* Given material *
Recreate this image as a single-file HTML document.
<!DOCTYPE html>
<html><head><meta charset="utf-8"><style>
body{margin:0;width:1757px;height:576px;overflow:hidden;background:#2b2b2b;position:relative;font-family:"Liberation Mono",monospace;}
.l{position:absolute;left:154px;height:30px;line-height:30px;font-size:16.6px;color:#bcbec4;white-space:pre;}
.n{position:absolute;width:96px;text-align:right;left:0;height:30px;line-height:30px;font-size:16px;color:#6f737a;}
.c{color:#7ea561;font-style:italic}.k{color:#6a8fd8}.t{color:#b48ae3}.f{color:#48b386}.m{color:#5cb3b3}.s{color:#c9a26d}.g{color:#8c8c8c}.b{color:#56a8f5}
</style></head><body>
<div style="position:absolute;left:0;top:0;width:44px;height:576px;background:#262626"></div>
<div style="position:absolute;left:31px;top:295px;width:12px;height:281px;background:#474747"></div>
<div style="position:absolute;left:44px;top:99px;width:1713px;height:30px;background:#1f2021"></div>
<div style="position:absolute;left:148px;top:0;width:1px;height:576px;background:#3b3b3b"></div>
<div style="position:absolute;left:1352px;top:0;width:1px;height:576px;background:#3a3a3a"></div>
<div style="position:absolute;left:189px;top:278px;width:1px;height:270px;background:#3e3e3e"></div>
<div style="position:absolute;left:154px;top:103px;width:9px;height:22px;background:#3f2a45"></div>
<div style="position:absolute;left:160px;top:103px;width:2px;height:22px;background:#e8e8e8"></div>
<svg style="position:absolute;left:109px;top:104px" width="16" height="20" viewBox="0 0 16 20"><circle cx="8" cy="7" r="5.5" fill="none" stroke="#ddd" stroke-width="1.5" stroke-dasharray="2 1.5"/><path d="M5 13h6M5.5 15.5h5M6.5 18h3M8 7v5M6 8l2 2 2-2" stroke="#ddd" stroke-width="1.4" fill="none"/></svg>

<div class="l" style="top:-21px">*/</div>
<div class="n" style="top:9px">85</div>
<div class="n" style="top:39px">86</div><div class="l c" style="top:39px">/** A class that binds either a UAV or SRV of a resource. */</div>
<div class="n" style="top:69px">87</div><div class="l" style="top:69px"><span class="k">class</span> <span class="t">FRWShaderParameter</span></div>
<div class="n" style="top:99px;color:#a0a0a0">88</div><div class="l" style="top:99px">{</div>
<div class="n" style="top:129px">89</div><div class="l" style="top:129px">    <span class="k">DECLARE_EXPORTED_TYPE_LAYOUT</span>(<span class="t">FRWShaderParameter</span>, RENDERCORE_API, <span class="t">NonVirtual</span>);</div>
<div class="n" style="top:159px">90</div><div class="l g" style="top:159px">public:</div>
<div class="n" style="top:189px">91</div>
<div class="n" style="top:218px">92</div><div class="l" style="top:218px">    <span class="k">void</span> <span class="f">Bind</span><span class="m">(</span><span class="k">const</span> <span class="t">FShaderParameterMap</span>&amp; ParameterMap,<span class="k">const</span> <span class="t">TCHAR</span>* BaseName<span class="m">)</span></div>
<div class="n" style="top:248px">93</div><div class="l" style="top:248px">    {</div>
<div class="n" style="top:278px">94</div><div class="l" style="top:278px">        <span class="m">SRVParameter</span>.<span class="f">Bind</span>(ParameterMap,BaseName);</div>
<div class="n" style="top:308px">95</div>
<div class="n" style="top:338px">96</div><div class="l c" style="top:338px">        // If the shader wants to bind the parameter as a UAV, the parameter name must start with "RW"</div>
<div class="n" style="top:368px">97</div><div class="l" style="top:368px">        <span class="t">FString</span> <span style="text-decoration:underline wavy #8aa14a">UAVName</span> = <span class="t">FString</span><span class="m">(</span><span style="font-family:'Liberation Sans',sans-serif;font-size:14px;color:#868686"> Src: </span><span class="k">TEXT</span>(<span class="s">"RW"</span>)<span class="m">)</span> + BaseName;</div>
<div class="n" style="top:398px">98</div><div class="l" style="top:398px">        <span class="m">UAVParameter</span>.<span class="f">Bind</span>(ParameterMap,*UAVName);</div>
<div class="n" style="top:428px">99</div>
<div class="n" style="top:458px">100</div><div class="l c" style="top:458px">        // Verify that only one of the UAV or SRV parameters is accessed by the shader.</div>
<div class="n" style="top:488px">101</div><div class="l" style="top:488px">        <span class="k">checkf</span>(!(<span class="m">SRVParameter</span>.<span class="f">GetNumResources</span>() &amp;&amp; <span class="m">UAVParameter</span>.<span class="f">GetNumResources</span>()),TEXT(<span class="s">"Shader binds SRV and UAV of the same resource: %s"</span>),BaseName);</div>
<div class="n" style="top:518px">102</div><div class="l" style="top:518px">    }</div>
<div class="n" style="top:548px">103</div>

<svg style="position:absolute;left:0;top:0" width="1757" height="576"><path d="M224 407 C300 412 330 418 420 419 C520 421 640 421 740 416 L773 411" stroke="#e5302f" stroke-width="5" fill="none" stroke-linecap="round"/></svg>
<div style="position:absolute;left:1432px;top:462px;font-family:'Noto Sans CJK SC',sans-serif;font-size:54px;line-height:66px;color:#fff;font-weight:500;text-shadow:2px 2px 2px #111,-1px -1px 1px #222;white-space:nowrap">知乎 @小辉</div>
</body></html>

* Stated problem *
Quote exactly the opening line of the material above and every line after it, up to and including the line that contains "13h6M5.5 15.5h5M6.5 18h3M8".

* Response to the exercise *
Recreate this image as a single-file HTML document.
<!DOCTYPE html>
<html><head><meta charset="utf-8"><style>
body{margin:0;width:1757px;height:576px;overflow:hidden;background:#2b2b2b;position:relative;font-family:"Liberation Mono",monospace;}
.l{position:absolute;left:154px;height:30px;line-height:30px;font-size:16.6px;color:#bcbec4;white-space:pre;}
.n{position:absolute;width:96px;text-align:right;left:0;height:30px;line-height:30px;font-size:16px;color:#6f737a;}
.c{color:#7ea561;font-style:italic}.k{color:#6a8fd8}.t{color:#b48ae3}.f{color:#48b386}.m{color:#5cb3b3}.s{color:#c9a26d}.g{color:#8c8c8c}.b{color:#56a8f5}
</style></head><body>
<div style="position:absolute;left:0;top:0;width:44px;height:576px;background:#262626"></div>
<div style="position:absolute;left:31px;top:295px;width:12px;height:281px;background:#474747"></div>
<div style="position:absolute;left:44px;top:99px;width:1713px;height:30px;background:#1f2021"></div>
<div style="position:absolute;left:148px;top:0;width:1px;height:576px;background:#3b3b3b"></div>
<div style="position:absolute;left:1352px;top:0;width:1px;height:576px;background:#3a3a3a"></div>
<div style="position:absolute;left:189px;top:278px;width:1px;height:270px;background:#3e3e3e"></div>
<div style="position:absolute;left:154px;top:103px;width:9px;height:22px;background:#3f2a45"></div>
<div style="position:absolute;left:160px;top:103px;width:2px;height:22px;background:#e8e8e8"></div>
<svg style="position:absolute;left:109px;top:104px" width="16" height="20" viewBox="0 0 16 20"><circle cx="8" cy="7" r="5.5" fill="none" stroke="#ddd" stroke-width="1.5" stroke-dasharray="2 1.5"/><path d="M5 13h6M5.5 15.5h5M6.5 18h3M8 7v5M6 8l2 2 2-2" stroke="#ddd" stroke-width="1.4" fill="none"/></svg>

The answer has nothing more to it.